Transport Initiatives Edinburgh (TIE) routinely increased the daily rates of the advisers, on top of expenses and bonus payments.
It can also be revealed that TIE’s outgoing chief executive, Richard Jeffrey, secured a 7% pay rise in a year that saw little or no progress being made to the line.
The trams project is in a state of crisis after a succession of blunders by TIE, the arms-length firm owned by Edinburgh City Council responsible for delivering the project.
The scheme that was supposed to deliver a service from Edinburgh Airport to Newhaven for £545 million has been scaled back due to delays and cost-overruns.
A report to be debated this week by the council will claim that a shorter line to St Andrew Square will cost the taxpayer around £770m. Cancellation, according to the report, will come in at £750m.
Councillors will make a decision on the project’s future at a crunch vote on Thursday.
Although a large part of the disaster revolves around a dispute with German contractor Bilfinger Berger, part of the construction consortium, TIE’s wasteful spending has also come under the spotlight.
The Sunday Herald has previously disclosed that TIE had spent at least £24m on consultants to advise on aspects of the scheme.
TIE was also paying customer services and communications director Mandy Haeburn-Little a six-figure package that was on a par with the First Minister’s salary.
The body is likely to be stripped of control of the project, as Jeffrey and Haeburn-Little have quit, while half the body’s workforce may be made redundant.
Following an appeal to Scottish information commissioner, Kevin Dunion, the eye-watering daily fees paid to TIE’s external consultants can now be published.
Matthew Crosse, the former project director who reported to ex-chairman Willie Gallagher, started off on £1040 a day before his fee was increased to £1090. The cash was paid to Crosse’s firm, Strategic Lines Ltd, which netted £370,000, of which £30,550 was in bonuses.
One of Crosse’s key roles was working on negotiations for InfraCo, the contract that led to the acrimony between TIE and Bilfinger.
According to documents released by TIE, Graeme Bissett started as a consultant in 2003 on a daily rate of £1000. He worked for TIE in this capacity until 2006, at which point he became a member of staff.
In 2009, Bissett reverted to being a consultant, this time on £1200 a day. He was paid through his company, Realizzare Ltd, which during his second spell as an adviser received £117,400 in fees.

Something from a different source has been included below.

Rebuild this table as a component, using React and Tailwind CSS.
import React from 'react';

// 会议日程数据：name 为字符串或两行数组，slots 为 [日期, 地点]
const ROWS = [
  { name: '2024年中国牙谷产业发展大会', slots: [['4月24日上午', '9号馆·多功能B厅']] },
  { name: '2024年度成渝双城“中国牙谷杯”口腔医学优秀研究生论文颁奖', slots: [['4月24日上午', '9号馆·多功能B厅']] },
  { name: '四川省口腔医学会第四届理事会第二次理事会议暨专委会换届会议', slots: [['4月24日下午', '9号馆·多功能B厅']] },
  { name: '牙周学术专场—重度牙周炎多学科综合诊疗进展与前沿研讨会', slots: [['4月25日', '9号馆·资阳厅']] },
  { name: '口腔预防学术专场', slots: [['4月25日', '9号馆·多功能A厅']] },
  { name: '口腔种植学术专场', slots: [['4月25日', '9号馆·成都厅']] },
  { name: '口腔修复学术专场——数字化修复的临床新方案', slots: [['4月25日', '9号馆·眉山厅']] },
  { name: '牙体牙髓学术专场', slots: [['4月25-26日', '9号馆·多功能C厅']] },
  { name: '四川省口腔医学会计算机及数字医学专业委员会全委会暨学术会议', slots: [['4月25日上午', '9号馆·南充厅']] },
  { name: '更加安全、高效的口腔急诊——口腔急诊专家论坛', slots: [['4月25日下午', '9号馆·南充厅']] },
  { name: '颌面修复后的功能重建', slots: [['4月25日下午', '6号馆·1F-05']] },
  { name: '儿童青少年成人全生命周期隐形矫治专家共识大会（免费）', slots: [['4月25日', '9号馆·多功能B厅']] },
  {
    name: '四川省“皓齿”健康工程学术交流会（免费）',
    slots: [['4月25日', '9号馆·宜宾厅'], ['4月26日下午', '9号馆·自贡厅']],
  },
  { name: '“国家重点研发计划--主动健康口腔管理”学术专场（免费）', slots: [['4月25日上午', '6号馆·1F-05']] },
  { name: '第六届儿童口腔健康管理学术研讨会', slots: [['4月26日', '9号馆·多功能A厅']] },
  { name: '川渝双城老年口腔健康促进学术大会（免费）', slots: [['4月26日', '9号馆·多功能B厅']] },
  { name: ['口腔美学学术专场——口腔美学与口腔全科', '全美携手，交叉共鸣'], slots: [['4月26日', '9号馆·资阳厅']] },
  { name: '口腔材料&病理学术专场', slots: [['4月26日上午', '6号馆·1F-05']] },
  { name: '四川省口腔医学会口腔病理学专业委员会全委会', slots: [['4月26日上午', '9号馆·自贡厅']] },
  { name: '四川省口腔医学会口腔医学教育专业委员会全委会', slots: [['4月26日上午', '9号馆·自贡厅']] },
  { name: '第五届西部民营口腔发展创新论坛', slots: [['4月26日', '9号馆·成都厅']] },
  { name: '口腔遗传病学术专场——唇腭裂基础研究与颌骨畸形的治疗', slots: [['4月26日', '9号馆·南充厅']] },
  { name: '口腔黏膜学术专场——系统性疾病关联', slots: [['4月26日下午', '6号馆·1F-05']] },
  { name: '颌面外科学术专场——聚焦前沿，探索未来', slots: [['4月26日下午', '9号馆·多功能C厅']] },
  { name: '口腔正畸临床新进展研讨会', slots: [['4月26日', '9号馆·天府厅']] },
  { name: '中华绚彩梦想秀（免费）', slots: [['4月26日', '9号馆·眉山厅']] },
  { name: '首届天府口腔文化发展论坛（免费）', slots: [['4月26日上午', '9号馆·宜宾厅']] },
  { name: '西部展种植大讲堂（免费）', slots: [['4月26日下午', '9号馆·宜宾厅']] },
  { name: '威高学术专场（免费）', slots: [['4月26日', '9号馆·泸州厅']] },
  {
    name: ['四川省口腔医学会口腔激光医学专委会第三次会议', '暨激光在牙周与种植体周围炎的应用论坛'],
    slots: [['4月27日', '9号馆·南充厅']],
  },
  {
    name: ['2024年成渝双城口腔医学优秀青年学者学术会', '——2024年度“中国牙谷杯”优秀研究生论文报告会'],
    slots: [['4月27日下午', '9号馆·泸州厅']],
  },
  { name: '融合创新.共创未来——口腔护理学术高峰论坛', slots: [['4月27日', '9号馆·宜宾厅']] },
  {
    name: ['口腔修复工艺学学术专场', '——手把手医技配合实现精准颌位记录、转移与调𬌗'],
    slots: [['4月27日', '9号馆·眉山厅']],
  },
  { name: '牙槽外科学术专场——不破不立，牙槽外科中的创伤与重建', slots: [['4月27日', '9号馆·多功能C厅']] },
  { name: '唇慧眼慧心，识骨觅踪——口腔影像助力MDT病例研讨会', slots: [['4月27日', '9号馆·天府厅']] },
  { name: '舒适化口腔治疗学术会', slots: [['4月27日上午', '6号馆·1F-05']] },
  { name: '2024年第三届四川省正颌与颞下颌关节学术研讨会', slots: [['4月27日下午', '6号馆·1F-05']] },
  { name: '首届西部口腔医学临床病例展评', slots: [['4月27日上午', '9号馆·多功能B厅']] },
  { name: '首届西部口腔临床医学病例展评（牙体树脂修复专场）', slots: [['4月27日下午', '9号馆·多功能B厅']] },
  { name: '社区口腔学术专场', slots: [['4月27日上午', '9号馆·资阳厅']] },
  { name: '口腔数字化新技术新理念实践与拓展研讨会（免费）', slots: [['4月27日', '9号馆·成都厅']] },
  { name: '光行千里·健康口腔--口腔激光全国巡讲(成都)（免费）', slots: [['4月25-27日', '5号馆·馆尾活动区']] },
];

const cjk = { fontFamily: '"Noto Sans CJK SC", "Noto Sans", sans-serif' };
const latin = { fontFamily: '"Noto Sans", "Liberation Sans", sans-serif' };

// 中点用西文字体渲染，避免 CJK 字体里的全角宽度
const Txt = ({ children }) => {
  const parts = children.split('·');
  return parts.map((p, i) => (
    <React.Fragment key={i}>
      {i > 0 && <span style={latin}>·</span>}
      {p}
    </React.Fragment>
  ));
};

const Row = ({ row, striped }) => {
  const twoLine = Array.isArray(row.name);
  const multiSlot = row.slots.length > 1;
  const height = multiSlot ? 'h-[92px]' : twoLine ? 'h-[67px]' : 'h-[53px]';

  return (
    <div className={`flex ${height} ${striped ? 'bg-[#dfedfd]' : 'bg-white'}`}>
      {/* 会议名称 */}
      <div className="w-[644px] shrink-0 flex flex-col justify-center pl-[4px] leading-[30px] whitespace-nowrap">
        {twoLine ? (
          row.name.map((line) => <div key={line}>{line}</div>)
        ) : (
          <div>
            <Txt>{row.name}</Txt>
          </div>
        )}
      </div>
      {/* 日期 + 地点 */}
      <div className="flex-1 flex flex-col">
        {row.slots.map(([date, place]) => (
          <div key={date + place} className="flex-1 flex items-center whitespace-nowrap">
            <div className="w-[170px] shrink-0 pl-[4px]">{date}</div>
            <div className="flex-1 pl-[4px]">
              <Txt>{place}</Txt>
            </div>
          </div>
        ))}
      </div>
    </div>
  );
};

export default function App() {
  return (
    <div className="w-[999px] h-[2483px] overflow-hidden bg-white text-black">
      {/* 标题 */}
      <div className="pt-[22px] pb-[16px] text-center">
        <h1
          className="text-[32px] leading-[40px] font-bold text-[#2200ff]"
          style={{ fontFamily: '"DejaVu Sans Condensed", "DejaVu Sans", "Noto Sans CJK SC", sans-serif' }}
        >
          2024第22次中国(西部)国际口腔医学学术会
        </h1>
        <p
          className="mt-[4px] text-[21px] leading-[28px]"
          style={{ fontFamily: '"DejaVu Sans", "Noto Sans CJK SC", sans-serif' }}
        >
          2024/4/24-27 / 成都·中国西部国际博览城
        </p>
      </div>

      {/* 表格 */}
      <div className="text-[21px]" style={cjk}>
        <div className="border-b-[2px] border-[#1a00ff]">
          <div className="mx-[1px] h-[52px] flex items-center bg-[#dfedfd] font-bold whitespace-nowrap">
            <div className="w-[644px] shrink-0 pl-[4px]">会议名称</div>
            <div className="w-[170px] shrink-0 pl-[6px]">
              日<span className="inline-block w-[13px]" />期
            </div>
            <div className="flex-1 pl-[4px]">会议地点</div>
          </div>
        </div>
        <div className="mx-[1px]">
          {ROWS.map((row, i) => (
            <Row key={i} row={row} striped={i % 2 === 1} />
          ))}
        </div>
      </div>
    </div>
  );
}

He also received a bonus when he was a staff member.
He was not involved in the InfraCo negotiations.
Bissett is listed as a board member of the Scottish Futures Trust, a body set up to help public bodies save money on infrastructure costs.

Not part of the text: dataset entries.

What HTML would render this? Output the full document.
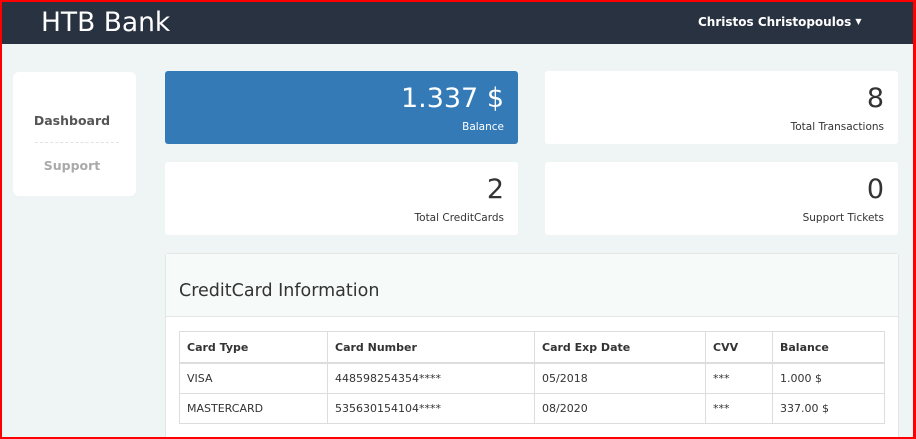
<!DOCTYPE html><html style="height:439px;overflow:hidden"><head><style>
body{margin:0;width:916px;height:439px;overflow:hidden;background:#eef5f4;font-family:"DejaVu Sans","Liberation Sans",sans-serif;position:relative}
.frame{position:absolute;left:0;top:0;width:911px;height:435px;border:2px solid #f00;border-right-width:3px;pointer-events:none;z-index:9}
.nav{position:absolute;left:0;top:0;width:916px;height:44px;background:#283240;color:#fff}
.brand{position:absolute;left:41px;top:7px;font-size:26.5px}
.user{position:absolute;left:698px;top:15px;font-size:12px;font-weight:bold}
.side{position:absolute;left:13px;top:72px;width:123px;height:124px;background:#fff;border-radius:6px}
.side .a{position:absolute;left:0;width:118px;text-align:center;font-size:12.5px;font-weight:bold}
.card{position:absolute;background:#fff;border-radius:3px;text-align:right;color:#333}
.card .n{position:absolute;right:14px;top:12px;font-size:27px}
.card .l{position:absolute;right:14px;top:50px;font-size:10.5px}
.panel{position:absolute;left:165px;top:253px;width:732px;height:200px;background:#fff;border:1px solid #e3e8e6;border-radius:3px}
.ph{height:63px;background:#f6faf8;border-bottom:1px solid #e3e6e5;font-size:17.5px;color:#333;padding:27px 0 0 13px;box-sizing:border-box}
table{position:absolute;left:13px;top:77px;width:706px;border-collapse:collapse;font-size:11px;color:#333}
td,th{border:1px solid #ddd;text-align:left;padding:0 7px;height:29px}
th{height:30px;border-bottom:2px solid #ddd}
</style></head><body>
<div class="nav"><div class="brand">HTB Bank</div><div class="user">Christos Christopoulos <span style="font-size:8px;vertical-align:2px">▼</span></div></div>
<div class="side"><div class="a" style="top:41px;color:#555">Dashboard</div><div style="position:absolute;left:22px;top:70px;width:84px;border-top:1px dashed #e2e2e2"></div><div class="a" style="top:86px;color:#aaa">Support</div></div>
<div class="card" style="left:165px;top:71px;width:353px;height:73px;background:#337ab7;color:#fff"><div class="n">1.337 $</div><div class="l">Balance</div></div>
<div class="card" style="left:545px;top:71px;width:353px;height:73px"><div class="n">8</div><div class="l">Total Transactions</div></div>
<div class="card" style="left:165px;top:162px;width:353px;height:73px"><div class="n">2</div><div class="l">Total CreditCards</div></div>
<div class="card" style="left:545px;top:162px;width:353px;height:73px"><div class="n">0</div><div class="l">Support Tickets</div></div>
<div class="panel"><div class="ph">CreditCard Information</div>
<table><tr><th style="width:133px">Card Type</th><th style="width:192px">Card Number</th><th style="width:156px">Card Exp Date</th><th style="width:52px">CVV</th><th>Balance</th></tr>
<tr><td>VISA</td><td>448598254354****</td><td>05/2018</td><td>***</td><td>1.000 $</td></tr>
<tr><td>MASTERCARD</td><td>535630154104****</td><td>08/2020</td><td>***</td><td>337.00 $</td></tr></table></div>
<div class="frame"></div>
</body></html>
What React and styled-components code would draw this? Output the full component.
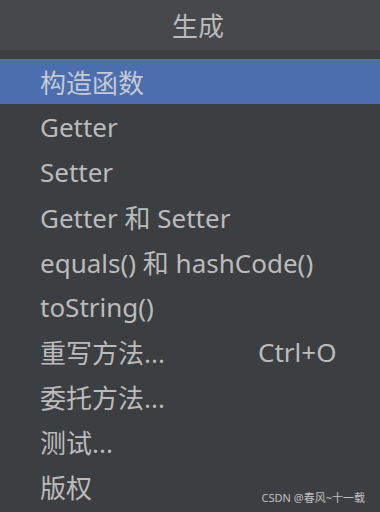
import React from "react";
import styled, { createGlobalStyle } from "styled-components";

const items = [
  { label: "构造函数", selected: true },
  { label: "Getter" },
  { label: "Setter" },
  { label: "Getter 和 Setter" },
  { label: "equals() 和 hashCode()" },
  { label: "toString()" },
  { label: "重写方法...", shortcut: "Ctrl+O" },
  { label: "委托方法..." },
  { label: "测试..." },
  { label: "版权" },
];

const App = () => {
  return (
    <>
      <GlobalStyle />
      <Popup>
        <Header>生成</Header>
        <List>
          {items.map((item) => (
            <Item key={item.label} selected={item.selected}>
              <Label>{item.label}</Label>
              {item.shortcut && <Shortcut>{item.shortcut}</Shortcut>}
            </Item>
          ))}
        </List>
        <Watermark>CSDN @春风~十一载</Watermark>
      </Popup>
    </>
  );
};

export default App;

const GlobalStyle = createGlobalStyle`
  html, body {
    margin: 0;
    padding: 0;
    background: #3c3f41;
  }
  body {
    font-family: "Noto Sans", "Noto Sans CJK SC", sans-serif;
  }
`;

const Popup = styled.div`
  position: relative;
  width: 380px;
  height: 512px;
  background-color: #3c3f41;
  overflow: hidden;
`;

const Header = styled.div`
  height: 50px;
  display: flex;
  align-items: center;
  justify-content: center;
  background-color: #46484b;
  color: #bbbbbb;
  font-size: 26px;
  padding-left: 16px;
`;

const List = styled.div`
  padding-top: 9px;
  display: flex;
  flex-direction: column;
`;

const Item = styled.div`
  height: 45px;
  display: grid;
  grid-template-columns: 218px auto;
  align-items: center;
  padding-left: 40px;
  background-color: ${(p) => (p.selected ? "#4b6eaf" : "transparent")};
  color: ${(p) => (p.selected ? "#c4c9d2" : "#bbbbbb")};
  font-size: 26px;
  white-space: nowrap;
`;

const Label = styled.span``;

const Shortcut = styled.span`
  color: #bbbbbb;
`;

const Watermark = styled.div`
  position: absolute;
  right: 15px;
  bottom: 7px;
  font-size: 11px;
  color: #c0c0c0;
  font-family: "Noto Sans", "Noto Sans CJK SC", sans-serif;
`;
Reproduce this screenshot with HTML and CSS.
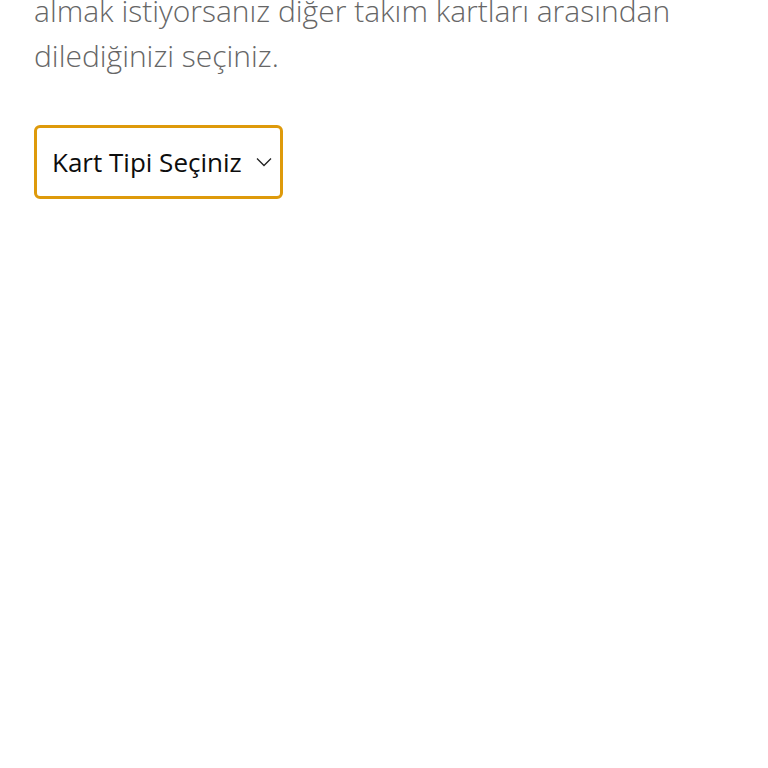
FILE: index.html
```html
<!DOCTYPE html>
<html lang="tr">
<head>
  <meta charset="UTF-8" />
  <meta name="viewport" content="width=device-width, initial-scale=1.0" />
  <title>Kart Seçimi</title>
  <link rel="stylesheet" href="styles.css">
</head>
<body>
  <div class="page">
    <p class="intro">almak istiyorsanız diğer takım kartları arasından dilediğinizi seçiniz.</p>

    <div class="card-select" role="button" tabindex="0">
      <span class="card-select-label">Kart Tipi Seçiniz</span>
      <svg class="card-select-arrow" width="16" height="10" viewBox="0 0 16 10" aria-hidden="true">
        <path d="M1 1.5 L8 8.5 L15 1.5" fill="none" stroke="#222" stroke-width="1.3" />
      </svg>
    </div>
  </div>
</body>
</html>
```

FILE: styles.css
```css
* {
  box-sizing: border-box;
}

body {
  margin: 0;
  background: #fff;
  font-family: "Open Sans", "Noto Sans", sans-serif;
}

.page {
  padding: 0 34px;
}

/* paragraph continues from above the fold */
.intro {
  margin: -12px 0 0;
  max-width: 700px;
  font-size: 30px;
  font-weight: 300;
  line-height: 45px;
  color: #666;
}

.card-select {
  display: flex;
  align-items: center;
  justify-content: space-between;
  width: 249px;
  height: 74px;
  margin-top: 47px;
  padding: 0 8px 0 15px;
  border: 3px solid #de9a0b;
  border-radius: 6px;
  cursor: pointer;
}

.card-select-label {
  font-size: 26px;
  color: #0d0d0d;
}

.card-select-arrow {
  flex-shrink: 0;
}
```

In 2006, Andie Harper was appointed as TIE’s interim project director, after which he became a “director consultant” on an agreed rate of £1000 per day.
He reported to Crosse and was involved in the early procurement stages of the InfraCo deal.
Geoff Gilbert, who also worked under Crosse on InfraCo, signed a consultancy deal with TIE worth £795 a day in 2007. His firm, Geoff Gilbert Associates Ltd, received £230,000 in fees, which included a £23,500 bonus.
In the same year, TIE entered into a contract with RacReb Consulting Ltd, owned by Jim McEwan. He was given the title of business improvement director on a daily rate of £500, with bonus clauses worth £40,000.
Two subsequent agreements were reached with RacReb, which increased the daily fee to £700-a-day and then £800. The fees paid to McEwan’s firm totalled £405,000, including bonuses of £90,000.
McEwan worked on the utility side of the project, not InfraCo.
Following a separate appeal by the Sunday Herald to Dunion, TIE has also revealed fresh details of the salaries paid to its senior officials.
Earlier this year, TIE confirmed that six staff earned more than £100,000 a year, but it refused to give precise details of the packages.
Jeffrey argued at the time: “Revealing the salary details of these TIE staff … may have a damaging impact on salaries in their future employment.”
But since the appeal was lodged, TIE has released the exact salary of Jeffrey and one colleague.
Jeffrey was paid £150,000 in 2010-11, up from £140,192 in the previous year. The 7% rise came during a period when the project had stalled.
It has also been confirmed that Steven Bell, another TIE director, earned more than the outgoing chief executive. Bell took home £158,845 in 2009-10, a figure that increased marginally over the following 12 months.
Margo MacDonald, the Independent Lothians MSP, said: “These fees show why there must be a public inquiry into the trams project, a probe which has to look at the value for money provided by all these consultancy contracts. And the people who signed the key contracts have to be held to account.”
Colin Keir, the SNP MSP for Edinburgh Western, said: “At a time when everyone is being told to tighten their belts financially, this news will certainly leave a sour taste in mouth of the Scottish taxpayer.”
A spokesman for TIE said: “The rationale for the use of consultants was to provide essential expertise on complex issues relating to a large infrastructure project, which were otherwise unavailable in house.”